The former head of Countrywide, Anthony Mozilo, was let off by the Securities and Exchange Commission with a fine of $67.5 million and no admission of guilt in October of 2010. The following year, the Justice Department quietly dropped its criminal probe of Mozilo.
Last month, Bank of America agreed to pay $2.48 billion to settle claims it misled investors about its acquisition of Merrill Lynch at the height of the financial crisis in late 2008. In February of this year, the government allowed the bank to settle fraud allegations involving Federal Housing Administration loans for $1 billion, also without admitting wrongdoing.
In the statement he issued Wednesday, Bharara boasted that over the past 18 months his office has settled lawsuits concerning mortgage fraud on a similar basis with CitiMortgage, Flagstar Bank and Deutsche Bank. Noting that he has pending lawsuits against Wells Fargo and Allied Home Mortgage, Bharara made a point of associating his actions with the Financial Fraud Enforcement Task Force announced by Obama last January.
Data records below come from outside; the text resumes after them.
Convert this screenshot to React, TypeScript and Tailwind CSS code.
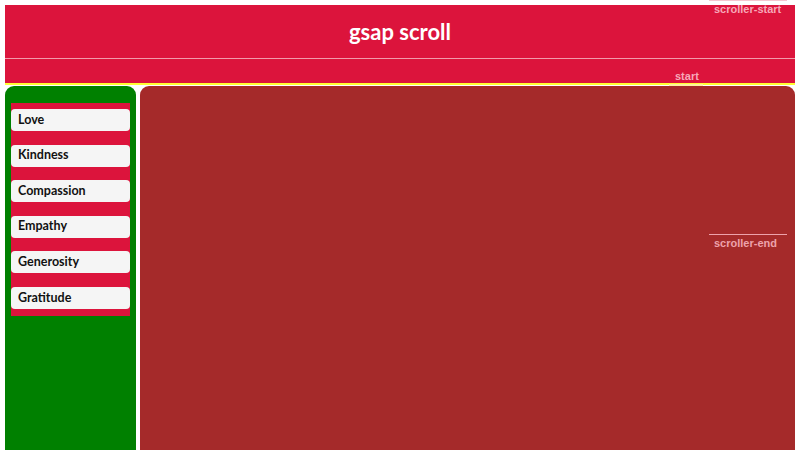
import React from "react";

const items = ["Love", "Kindness", "Compassion", "Empathy", "Generosity", "Gratitude"];

export default function App() {
  return (
    <div className="relative h-[450px] w-[800px] overflow-hidden bg-white p-[5px] pb-0 font-['Lato',sans-serif]">
      <div className="flex h-full flex-col">
        <header className="border-b-2 border-[#ffff33] bg-[#dc143c]">
          <div className="flex h-[54px] items-center justify-center border-b border-[#f29aab]">
            <h1 className="text-[22px] font-bold leading-none text-white">gsap scroll</h1>
          </div>
          <div className="h-[24px]" />
        </header>
        <div className="mt-px flex flex-1 gap-[4px]">
          <aside className="w-[131px] rounded-t-[9px] bg-[#008000] px-[6px] pt-[17px]">
            <ul className="flex flex-col gap-[13.6px] bg-[#dc143c] pb-[7px] pt-[6px]">
              {items.map((t) => (
                <li
                  key={t}
                  className="flex h-[22px] items-center rounded-[4px] bg-[#f5f5f5] px-[7px] text-[12.5px] font-bold text-[#111]"
                >
                  {t}
                </li>
              ))}
            </ul>
          </aside>
          <main className="flex-1 rounded-t-[9px] bg-[#a52a2a]" />
        </div>
      </div>

      {/* gsap markers */}
      <div className="absolute left-[709px] top-0 w-[78px] border-t border-[#f5c6d0] px-[5px] pt-[2px] font-['Liberation_Sans',sans-serif] text-[11px] font-bold leading-[12px] text-[#f7a8b8]">
        scroller-start
      </div>
      <div className="absolute left-[669px] top-[70px] w-[34px] border-b-2 border-[#fff3a0] px-[6px] pb-[2px] font-['Liberation_Sans',sans-serif] text-[11px] font-bold leading-[12px] text-[#f7a8b8]">
        start
      </div>
      <div className="absolute left-[709px] top-[234px] w-[78px] border-t border-[#eda2ab] px-[5px] pt-[2px] font-['Liberation_Sans',sans-serif] text-[11px] font-bold leading-[12px] text-[#eda2ab]">
        scroller-end
      </div>
    </div>
  );
}
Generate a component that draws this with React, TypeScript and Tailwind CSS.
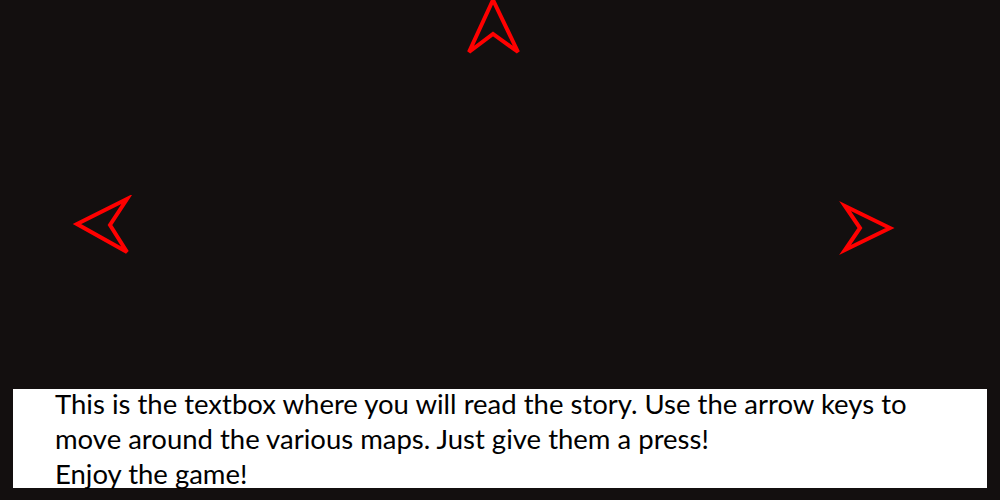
import * as React from 'react'

// Arrow markers drawn as open chevron outlines
function Arrow({ points, className }: { points: string; className: string }) {
  return (
    <svg className={className} viewBox="0 0 60 60" width="60" height="60" fill="none">
      <polygon points={points} stroke="#ff0000" strokeWidth="4" strokeLinejoin="miter" />
    </svg>
  )
}

export default function App() {
  return (
    <div className="relative flex h-[500px] w-[1000px] flex-col bg-[#130f0f] overflow-hidden">
      {/* Up */}
      <Arrow className="absolute left-[464px] top-[-3px]" points="29,3 5,55 29,37 54,55" />
      {/* Left */}
      <Arrow className="absolute left-[72px] top-[195px]" points="5,29 55,4 38,30 55,57" />
      {/* Right */}
      <Arrow className="absolute left-[837px] top-[199px]" points="53,29 8,7 23,29 8,51" />

      {/* Story textbox */}
      <div className="mx-[13px] mb-[12px] mt-auto h-[99px] bg-white pl-[42px]">
        <p
          className="-mt-[3px] text-[27.5px] leading-[35px] text-black"
          style={{ fontFamily: 'Lato, "Open Sans", sans-serif' }}
        >
          This is the textbox where you will read the story. Use the arrow keys to
          <br />
          move around the various maps. Just give them a press!
          <br />
          Enjoy the game!
        </p>
      </div>
    </div>
  )
}
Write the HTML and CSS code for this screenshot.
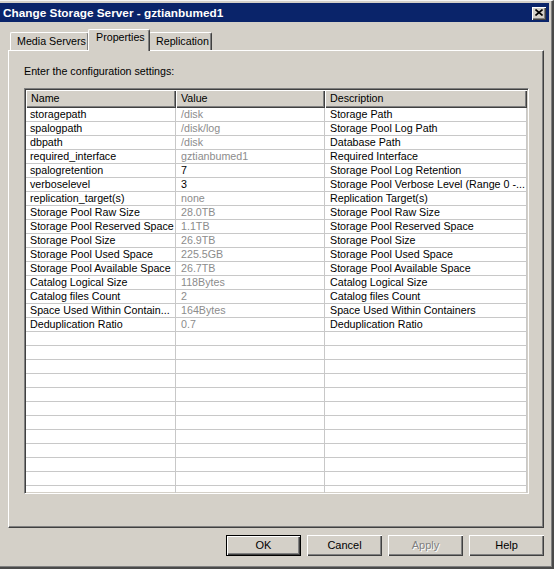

Obama’s task force is a fraud, intended to obscure his administration’s systematic shielding of financial criminals whose avarice and criminality have produced incalculable levels of suffering and social distress not only in the US, but around the world. Meanwhile, as is well known on Wall Street and in Washington, the same types of fraud and swindling that triggered the crisis more than four years ago continue unabated today.